Enough discussion around Paul Ryan and his plan to voucherize Medicare has filtered through to make the American voting public distrust it and have a negative reaction. But when voters are told precisely what's in the plan, they really, really hate it.
Public Policy Polling for Daily Kos & SEIU. 8/16-19. Registered voters. MoE ±3.1% (no trendlines):
Q: Do you support or oppose Paul Ryan's proposal for reforming Medicare?
Support 36%
Oppose 45%
Not sure 18%
Q: Do you believe traditional Medicare insurance for seniors should be replaced with vouchers to allow the elderly to buy private insurance if they want health care coverage, or not?
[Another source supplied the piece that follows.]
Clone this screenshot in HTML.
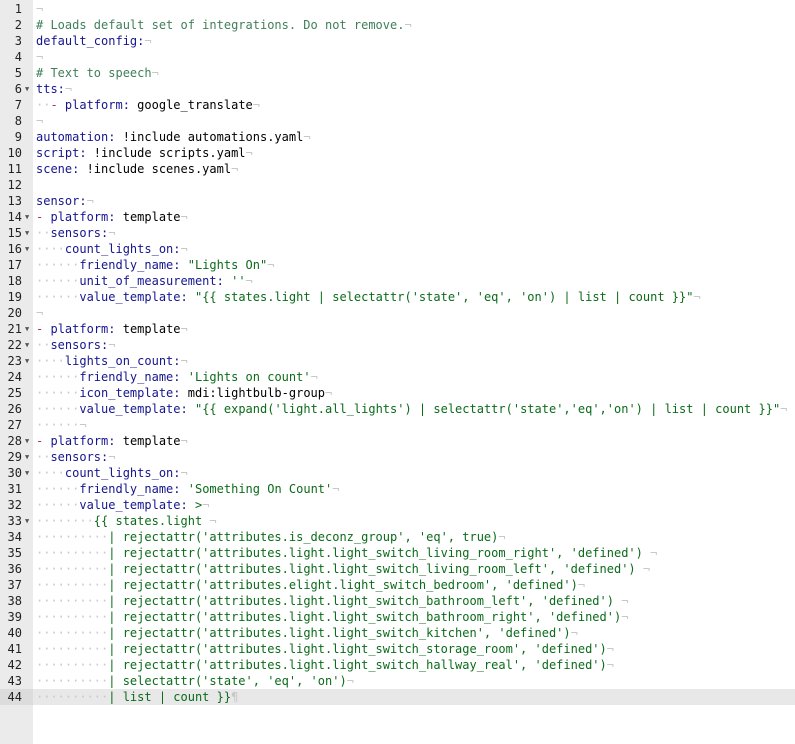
<!DOCTYPE html>
<html><head><meta charset="utf-8"><style>
body{margin:0;width:795px;height:744px;background:#fff;overflow:hidden;position:relative;font-family:"DejaVu Sans Mono",monospace;font-size:12px}
#g{position:absolute;left:0;top:0;width:33px;height:744px;background:#ebebeb}
.ln{position:absolute;left:0;width:33px;height:16px;line-height:16px;color:#222;font:12px/16px "DejaVu Sans Mono",monospace}
.ln span{position:absolute;right:11px}
.ln i{position:absolute;left:25px;top:0;font-style:normal;font-size:7px;color:#555}
#act{position:absolute;left:0;top:689px;width:795px;height:16px;background:#e8e8e8}
#actg{position:absolute;left:0;top:689px;width:33px;height:16px;background:#dcdcdc}
pre{position:absolute;left:36px;top:1px;margin:0;font:12px/16px "DejaVu Sans Mono",monospace;color:#000}
.k{color:#15158f}.c{color:#3f7f5a}.s{color:#0b6b1a}.m{color:#c0207a}.d{color:#c8c8c8}
</style></head><body>
<div id="g"></div><div id="act"></div><div id="actg"></div>
<pre><span class="d">¬</span>
<span class="c"># Loads default set of integrations. Do not remove.</span><span class="d">¬</span>
<span class="k">default_config:</span><span class="d">¬</span>
<span class="d">¬</span>
<span class="c"># Text to speech</span><span class="d">¬</span>
<span class="k">tts:</span><span class="d">¬</span>
<span class="d">··</span><span class="m">-</span> <span class="k">platform:</span> google_translate<span class="d">¬</span>
<span class="d">¬</span>
<span class="k">automation:</span> !include automations.yaml<span class="d">¬</span>
<span class="k">script:</span> !include scripts.yaml<span class="d">¬</span>
<span class="k">scene:</span> !include scenes.yaml<span class="d">¬</span>

<span class="k">sensor:</span><span class="d">¬</span>
<span class="m">-</span> <span class="k">platform:</span> template<span class="d">¬</span>
<span class="d">··</span><span class="k">sensors:</span><span class="d">¬</span>
<span class="d">····</span><span class="k">count_lights_on:</span><span class="d">¬</span>
<span class="d">······</span><span class="k">friendly_name:</span> <span class="s">"Lights On"</span><span class="d">¬</span>
<span class="d">······</span><span class="k">unit_of_measurement:</span> <span class="s">''</span><span class="d">¬</span>
<span class="d">······</span><span class="k">value_template:</span> <span class="s">"{{ states.light | selectattr('state', 'eq', 'on') | list | count }}"</span><span class="d">¬</span>
<span class="d">¬</span>
<span class="m">-</span> <span class="k">platform:</span> template<span class="d">¬</span>
<span class="d">··</span><span class="k">sensors:</span><span class="d">¬</span>
<span class="d">····</span><span class="k">lights_on_count:</span><span class="d">¬</span>
<span class="d">······</span><span class="k">friendly_name:</span> <span class="s">'Lights on count'</span><span class="d">¬</span>
<span class="d">······</span><span class="k">icon_template:</span> mdi:lightbulb-group<span class="d">¬</span>
<span class="d">······</span><span class="k">value_template:</span> <span class="s">"{{ expand('light.all_lights') | selectattr('state','eq','on') | list | count }}"</span><span class="d">¬</span>
<span class="d">······¬</span>
<span class="m">-</span> <span class="k">platform:</span> template<span class="d">¬</span>
<span class="d">··</span><span class="k">sensors:</span><span class="d">¬</span>
<span class="d">····</span><span class="k">count_lights_on:</span><span class="d">¬</span>
<span class="d">······</span><span class="k">friendly_name:</span> <span class="s">'Something On Count'</span><span class="d">¬</span>
<span class="d">······</span><span class="k">value_template:</span> <span class="s">&gt;</span><span class="d">¬</span>
<span class="d">········</span><span class="s">{{ states.light</span> <span class="d">¬</span>
<span class="d">··········</span><span class="s">| rejectattr('attributes.is_deconz_group', 'eq', true)</span><span class="d">¬</span>
<span class="d">··········</span><span class="s">| rejectattr('attributes.light.light_switch_living_room_right', 'defined')</span> <span class="d">¬</span>
<span class="d">··········</span><span class="s">| rejectattr('attributes.light.light_switch_living_room_left', 'defined')</span> <span class="d">¬</span>
<span class="d">··········</span><span class="s">| rejectattr('attributes.elight.light_switch_bedroom', 'defined')</span><span class="d">¬</span>
<span class="d">··········</span><span class="s">| rejectattr('attributes.light.light_switch_bathroom_left', 'defined')</span> <span class="d">¬</span>
<span class="d">··········</span><span class="s">| rejectattr('attributes.light.light_switch_bathroom_right', 'defined')</span><span class="d">¬</span>
<span class="d">··········</span><span class="s">| rejectattr('attributes.light.light_switch_kitchen', 'defined')</span><span class="d">¬</span>
<span class="d">··········</span><span class="s">| rejectattr('attributes.light.light_switch_storage_room', 'defined')</span><span class="d">¬</span>
<span class="d">··········</span><span class="s">| rejectattr('attributes.light.light_switch_hallway_real', 'defined')</span><span class="d">¬</span>
<span class="d">··········</span><span class="s">| selectattr('state', 'eq', 'on')</span><span class="d">¬</span>
<span class="d">··········</span><span class="s">| list | count }}</span><span class="d">¶</span></pre>
<div style="position:absolute;left:0;top:1px">
<div class="ln" style="top:0"><span>1</span></div>
<div class="ln" style="top:16px"><span>2</span></div>
<div class="ln" style="top:32px"><span>3</span></div>
<div class="ln" style="top:48px"><span>4</span></div>
<div class="ln" style="top:64px"><span>5</span></div>
<div class="ln" style="top:80px"><span>6</span><i>▼</i></div>
<div class="ln" style="top:96px"><span>7</span></div>
<div class="ln" style="top:112px"><span>8</span></div>
<div class="ln" style="top:128px"><span>9</span></div>
<div class="ln" style="top:144px"><span>10</span></div>
<div class="ln" style="top:160px"><span>11</span></div>
<div class="ln" style="top:176px"><span>12</span></div>
<div class="ln" style="top:192px"><span>13</span></div>
<div class="ln" style="top:208px"><span>14</span><i>▼</i></div>
<div class="ln" style="top:224px"><span>15</span><i>▼</i></div>
<div class="ln" style="top:240px"><span>16</span><i>▼</i></div>
<div class="ln" style="top:256px"><span>17</span></div>
<div class="ln" style="top:272px"><span>18</span></div>
<div class="ln" style="top:288px"><span>19</span></div>
<div class="ln" style="top:304px"><span>20</span></div>
<div class="ln" style="top:320px"><span>21</span><i>▼</i></div>
<div class="ln" style="top:336px"><span>22</span><i>▼</i></div>
<div class="ln" style="top:352px"><span>23</span><i>▼</i></div>
<div class="ln" style="top:368px"><span>24</span></div>
<div class="ln" style="top:384px"><span>25</span></div>
<div class="ln" style="top:400px"><span>26</span></div>
<div class="ln" style="top:416px"><span>27</span></div>
<div class="ln" style="top:432px"><span>28</span><i>▼</i></div>
<div class="ln" style="top:448px"><span>29</span><i>▼</i></div>
<div class="ln" style="top:464px"><span>30</span><i>▼</i></div>
<div class="ln" style="top:480px"><span>31</span></div>
<div class="ln" style="top:496px"><span>32</span></div>
<div class="ln" style="top:512px"><span>33</span><i>▼</i></div>
<div class="ln" style="top:528px"><span>34</span></div>
<div class="ln" style="top:544px"><span>35</span></div>
<div class="ln" style="top:560px"><span>36</span></div>
<div class="ln" style="top:576px"><span>37</span></div>
<div class="ln" style="top:592px"><span>38</span></div>
<div class="ln" style="top:608px"><span>39</span></div>
<div class="ln" style="top:624px"><span>40</span></div>
<div class="ln" style="top:640px"><span>41</span></div>
<div class="ln" style="top:656px"><span>42</span></div>
<div class="ln" style="top:672px"><span>43</span></div>
<div class="ln" style="top:688px"><span>44</span></div>
</div>
</body></html>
Traditional Medicare insurance for seniors should be replaced with vouchers 19%
It should not 63%
Not sure 18%
Among self-identified moderates, 60 percent say they oppose Paul Ryan's proposal, but a whopping 72 percent are opposed to a voucherized plan. In a sadly amusing twist, conservatives support the proposal when it's called the Paul Ryan proposal by 61 percent, but only 28 percent support the actual proposal, that Medicare should be replaced by vouchers. A plurality—44 percent—don't like the idea of vouchers at all, somehow magically erasing Paul Ryan's name from it in their heads.
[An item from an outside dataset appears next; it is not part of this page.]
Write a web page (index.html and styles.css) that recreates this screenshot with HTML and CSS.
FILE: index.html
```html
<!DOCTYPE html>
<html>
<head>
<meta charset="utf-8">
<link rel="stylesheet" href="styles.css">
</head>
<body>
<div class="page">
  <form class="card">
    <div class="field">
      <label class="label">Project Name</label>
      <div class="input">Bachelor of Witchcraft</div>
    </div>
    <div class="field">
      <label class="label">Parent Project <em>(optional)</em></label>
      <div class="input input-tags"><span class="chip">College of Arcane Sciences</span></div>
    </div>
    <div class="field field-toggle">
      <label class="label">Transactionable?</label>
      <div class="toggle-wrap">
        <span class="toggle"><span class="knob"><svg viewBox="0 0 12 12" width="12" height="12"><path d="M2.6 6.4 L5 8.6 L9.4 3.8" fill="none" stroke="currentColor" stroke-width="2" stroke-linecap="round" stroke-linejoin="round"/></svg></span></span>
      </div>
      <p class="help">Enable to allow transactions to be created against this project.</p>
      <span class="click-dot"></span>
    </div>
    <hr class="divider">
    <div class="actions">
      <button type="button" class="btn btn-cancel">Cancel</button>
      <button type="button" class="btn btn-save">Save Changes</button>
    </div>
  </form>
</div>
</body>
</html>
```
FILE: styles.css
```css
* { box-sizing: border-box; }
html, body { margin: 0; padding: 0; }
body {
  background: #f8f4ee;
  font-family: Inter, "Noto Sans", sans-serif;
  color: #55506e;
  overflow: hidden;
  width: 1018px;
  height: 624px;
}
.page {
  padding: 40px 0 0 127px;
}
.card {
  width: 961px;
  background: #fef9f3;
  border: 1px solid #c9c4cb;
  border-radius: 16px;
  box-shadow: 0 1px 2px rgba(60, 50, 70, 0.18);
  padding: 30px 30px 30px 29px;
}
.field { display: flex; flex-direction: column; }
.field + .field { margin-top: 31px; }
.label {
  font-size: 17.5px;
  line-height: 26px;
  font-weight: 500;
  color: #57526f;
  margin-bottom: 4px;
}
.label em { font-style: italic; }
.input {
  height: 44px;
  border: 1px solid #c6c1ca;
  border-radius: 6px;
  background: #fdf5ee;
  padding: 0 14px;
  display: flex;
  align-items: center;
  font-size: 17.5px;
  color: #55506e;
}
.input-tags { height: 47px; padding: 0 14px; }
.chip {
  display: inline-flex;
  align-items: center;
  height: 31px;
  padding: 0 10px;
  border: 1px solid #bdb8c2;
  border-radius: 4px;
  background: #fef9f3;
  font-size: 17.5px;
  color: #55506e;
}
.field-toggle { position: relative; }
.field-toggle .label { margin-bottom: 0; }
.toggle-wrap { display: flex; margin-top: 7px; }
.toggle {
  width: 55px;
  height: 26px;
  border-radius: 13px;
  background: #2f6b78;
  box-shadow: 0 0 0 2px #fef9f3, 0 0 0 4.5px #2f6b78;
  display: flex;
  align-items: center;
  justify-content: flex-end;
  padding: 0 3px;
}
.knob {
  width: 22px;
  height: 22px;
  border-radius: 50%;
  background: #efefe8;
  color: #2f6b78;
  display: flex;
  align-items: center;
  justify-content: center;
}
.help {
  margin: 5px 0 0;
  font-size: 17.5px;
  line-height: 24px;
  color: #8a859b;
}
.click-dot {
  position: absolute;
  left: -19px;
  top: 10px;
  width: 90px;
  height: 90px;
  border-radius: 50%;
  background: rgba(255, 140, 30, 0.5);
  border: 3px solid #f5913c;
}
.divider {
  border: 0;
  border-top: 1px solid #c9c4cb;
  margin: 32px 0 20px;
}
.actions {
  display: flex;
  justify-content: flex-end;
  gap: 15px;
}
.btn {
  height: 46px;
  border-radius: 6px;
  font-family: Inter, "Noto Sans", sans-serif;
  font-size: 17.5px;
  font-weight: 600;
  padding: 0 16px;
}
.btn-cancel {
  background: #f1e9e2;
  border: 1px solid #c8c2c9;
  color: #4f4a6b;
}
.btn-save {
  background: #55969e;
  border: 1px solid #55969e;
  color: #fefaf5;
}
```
Strong opposition is the reaction voters, particularly seniors, had when the original Ryan Medicare plan was introduced in 2011—62 percent of seniors said they wanted Paul Ryan's hands off their Medicare. That's why Ryan tried to repackage the plan as "premium support" and decided that it wouldn't apply to current old people, just future old people. But the core of the program is still vouchers that won't keep up with the cost of health care, and seniors that will have to pay more and more out of their pockets.
Medicare works. People like it. Proposing a change this drastic is clearly a major problem for Romney/Ryan, provided they are sufficiently pegged with this plan. It's clear what the Obama campaign and congressional Democrats need to do: relentlessly hammer the message that the Ryan/Romney plan is vouchers.